Determine which lines contain the word "screenshot", then copy those lines.

**Dataset records**:
=-=-=-=-=

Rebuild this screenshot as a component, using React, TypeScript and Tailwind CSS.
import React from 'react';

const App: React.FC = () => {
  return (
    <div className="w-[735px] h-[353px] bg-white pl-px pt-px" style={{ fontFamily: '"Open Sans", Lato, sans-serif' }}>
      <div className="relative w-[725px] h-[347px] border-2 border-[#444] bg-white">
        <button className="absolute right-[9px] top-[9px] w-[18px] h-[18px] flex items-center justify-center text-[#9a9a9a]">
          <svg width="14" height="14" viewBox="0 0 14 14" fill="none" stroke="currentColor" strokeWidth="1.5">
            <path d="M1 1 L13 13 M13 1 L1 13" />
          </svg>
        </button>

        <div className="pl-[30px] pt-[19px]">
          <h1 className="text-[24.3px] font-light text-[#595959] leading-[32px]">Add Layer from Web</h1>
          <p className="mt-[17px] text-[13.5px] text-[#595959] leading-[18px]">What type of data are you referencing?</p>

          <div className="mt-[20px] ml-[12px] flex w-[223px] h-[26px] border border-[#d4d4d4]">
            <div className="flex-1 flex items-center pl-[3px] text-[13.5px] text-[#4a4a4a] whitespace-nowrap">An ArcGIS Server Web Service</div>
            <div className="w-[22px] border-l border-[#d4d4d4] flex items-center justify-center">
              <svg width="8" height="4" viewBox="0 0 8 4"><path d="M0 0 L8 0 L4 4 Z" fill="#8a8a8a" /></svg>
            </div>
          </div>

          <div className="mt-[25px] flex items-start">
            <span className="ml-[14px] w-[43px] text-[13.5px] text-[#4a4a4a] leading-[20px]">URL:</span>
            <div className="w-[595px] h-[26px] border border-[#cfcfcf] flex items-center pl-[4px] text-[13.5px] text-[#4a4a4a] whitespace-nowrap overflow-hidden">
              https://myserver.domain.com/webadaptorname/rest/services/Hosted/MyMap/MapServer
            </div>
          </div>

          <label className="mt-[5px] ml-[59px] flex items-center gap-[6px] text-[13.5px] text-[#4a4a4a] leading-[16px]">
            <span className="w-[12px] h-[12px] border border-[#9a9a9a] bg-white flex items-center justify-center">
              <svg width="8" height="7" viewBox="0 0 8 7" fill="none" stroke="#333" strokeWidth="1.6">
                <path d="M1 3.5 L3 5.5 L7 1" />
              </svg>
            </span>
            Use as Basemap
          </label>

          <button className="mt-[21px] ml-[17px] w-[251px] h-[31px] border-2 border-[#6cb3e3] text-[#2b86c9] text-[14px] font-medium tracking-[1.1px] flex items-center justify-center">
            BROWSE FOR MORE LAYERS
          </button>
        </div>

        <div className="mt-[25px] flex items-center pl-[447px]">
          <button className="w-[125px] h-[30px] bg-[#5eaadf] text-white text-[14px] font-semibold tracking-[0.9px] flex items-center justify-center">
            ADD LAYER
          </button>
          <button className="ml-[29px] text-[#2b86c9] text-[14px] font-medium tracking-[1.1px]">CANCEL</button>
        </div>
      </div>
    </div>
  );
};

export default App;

=-=-=-=-=

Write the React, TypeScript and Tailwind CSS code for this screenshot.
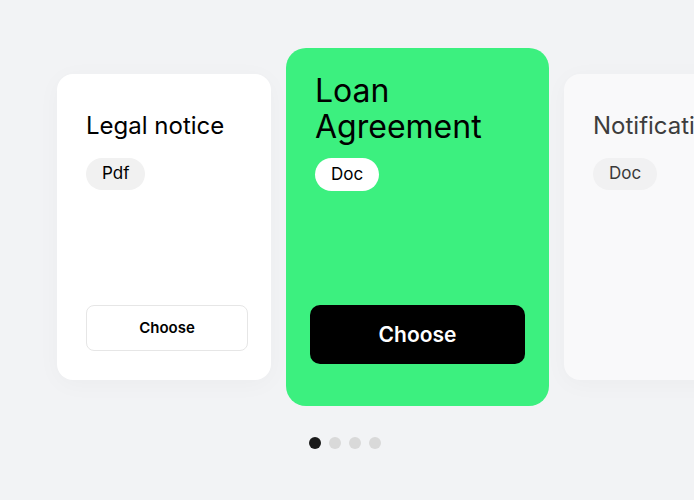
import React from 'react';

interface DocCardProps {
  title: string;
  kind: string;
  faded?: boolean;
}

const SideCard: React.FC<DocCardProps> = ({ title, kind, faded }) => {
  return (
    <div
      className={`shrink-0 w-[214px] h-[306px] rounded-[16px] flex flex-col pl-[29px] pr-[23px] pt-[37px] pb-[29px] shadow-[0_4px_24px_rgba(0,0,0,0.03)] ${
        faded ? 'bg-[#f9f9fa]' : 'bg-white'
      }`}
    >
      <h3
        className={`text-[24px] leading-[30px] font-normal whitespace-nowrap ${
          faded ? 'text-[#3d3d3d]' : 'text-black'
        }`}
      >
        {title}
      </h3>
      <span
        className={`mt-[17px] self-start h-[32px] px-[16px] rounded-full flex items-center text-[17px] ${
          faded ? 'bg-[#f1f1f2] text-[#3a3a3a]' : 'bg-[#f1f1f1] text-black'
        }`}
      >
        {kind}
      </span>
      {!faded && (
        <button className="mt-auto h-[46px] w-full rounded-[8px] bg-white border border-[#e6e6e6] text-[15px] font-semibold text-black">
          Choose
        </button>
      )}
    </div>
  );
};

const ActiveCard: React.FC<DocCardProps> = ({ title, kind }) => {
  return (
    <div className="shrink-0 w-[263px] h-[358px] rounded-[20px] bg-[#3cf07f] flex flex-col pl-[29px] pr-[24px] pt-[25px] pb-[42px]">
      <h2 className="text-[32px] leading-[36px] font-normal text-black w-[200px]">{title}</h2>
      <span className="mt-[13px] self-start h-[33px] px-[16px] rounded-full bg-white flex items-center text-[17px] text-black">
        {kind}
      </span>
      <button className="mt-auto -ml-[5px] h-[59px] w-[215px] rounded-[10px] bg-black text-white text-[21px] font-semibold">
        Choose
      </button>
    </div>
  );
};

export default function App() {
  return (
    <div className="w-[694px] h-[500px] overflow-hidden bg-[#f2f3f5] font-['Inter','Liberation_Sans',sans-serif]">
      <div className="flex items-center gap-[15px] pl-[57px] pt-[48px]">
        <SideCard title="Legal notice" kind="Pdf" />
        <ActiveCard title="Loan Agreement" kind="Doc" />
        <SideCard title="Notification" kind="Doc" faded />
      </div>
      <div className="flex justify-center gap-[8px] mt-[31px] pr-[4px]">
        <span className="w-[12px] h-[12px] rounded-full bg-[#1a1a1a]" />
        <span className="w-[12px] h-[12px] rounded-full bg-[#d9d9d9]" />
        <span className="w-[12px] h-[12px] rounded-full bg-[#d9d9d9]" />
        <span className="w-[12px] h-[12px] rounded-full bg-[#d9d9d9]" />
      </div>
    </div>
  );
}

=-=-=-=-=

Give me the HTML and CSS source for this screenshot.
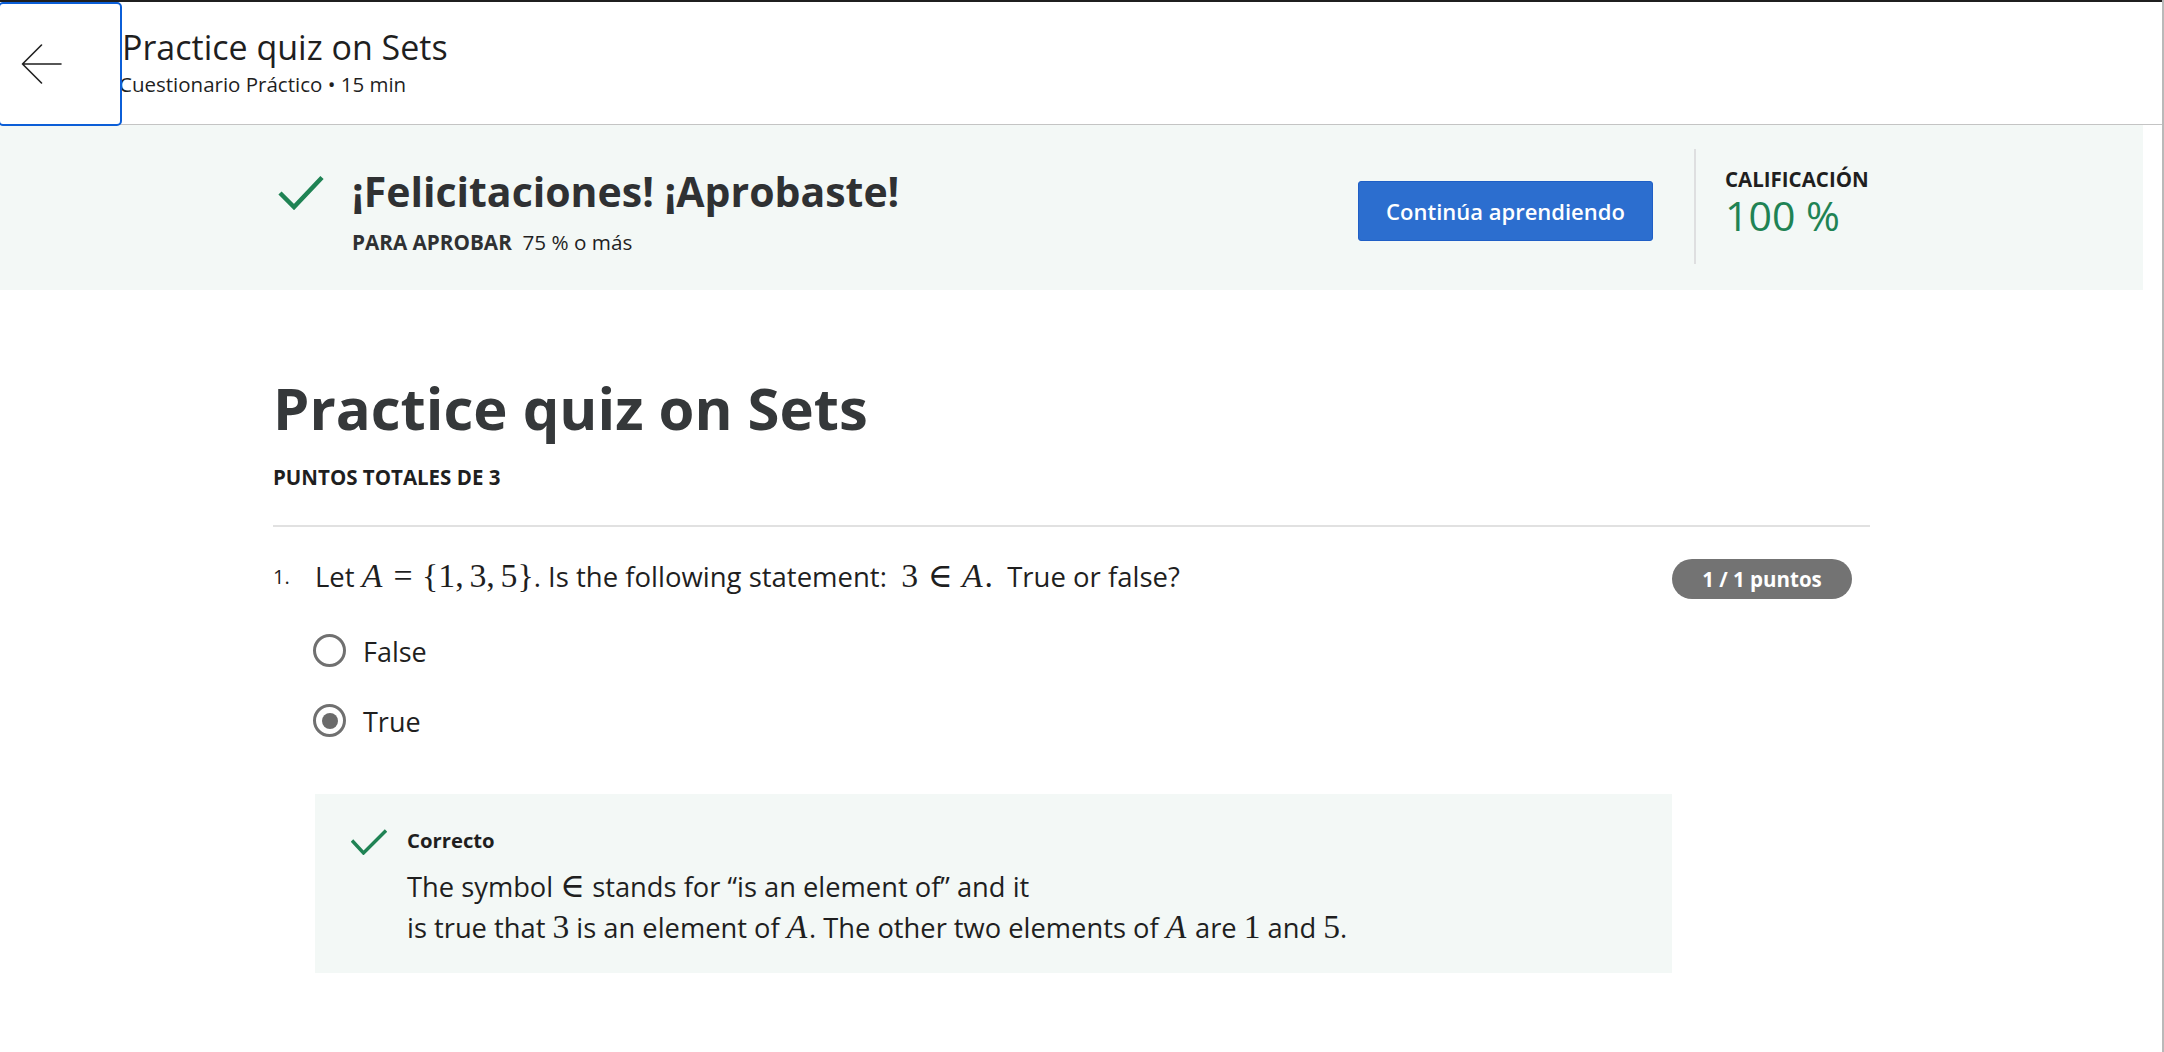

=-=-=-=-=

**Written reply**:
Rebuild this screenshot as a component, using React, TypeScript and Tailwind CSS.
Write the React, TypeScript and Tailwind CSS code for this screenshot.
Give me the HTML and CSS source for this screenshot.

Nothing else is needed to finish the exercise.